I'll not claim that the Dashcam is aware of the physical layout of the memory, but if it is left to use all of it, and then begin again replacing every file then logic dictates that regardless of the physical order in which it is happening all of the memory is being cyclically used in an even manor. The physical order might is not particularly relevant.
Dashcams cycle by age of file. (there are other occasional factors, but this is true for 99+% of all situations.)
File A1 would come first, and might be written to part 1 of the flash.
File B1to part 4
File C1 to part 2 - something happened here... file is flagged for an incident.
File D1 to part 1 - memory threshold is reached (not full, but nearly so, at least a few MB must be reserved for varying file sizes on new write.)
Oldest file is deleted (A1) an is replaced with A2
Next oldest file B1 is replaced with B2... and the new B2 is slightly larger than the old B2, see above regarding reserved space.
C1 is marked as an incident, and is left alone
New C2 is written over next oldest file D1.

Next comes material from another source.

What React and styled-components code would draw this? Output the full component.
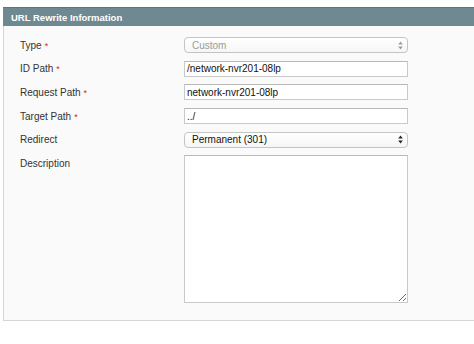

This is significantly over simplified, but (ignoring long term flagged files, if these exist) all of the space is used, and used again in what results in a supprisingly even manner, but only due to the nature of the dash cam and how they operate.

Ultimately, all dashcams i know will in some way replace older files with new ones.
And ultimately this brings with it a kind of psuedo wear levelling.
Not with awareness of number of write cycles of specific memory address etc, but the end result is very much good enough in practise.


Regarding wear levelling, if anyone knows of cards that are available retail in Australia, or readily shippable to Australia, with decent IOPS with wear leveling i'd love to hear about it.
I know they exist, but only in a few fringe cases that are not readily available, or available with sufficient speed.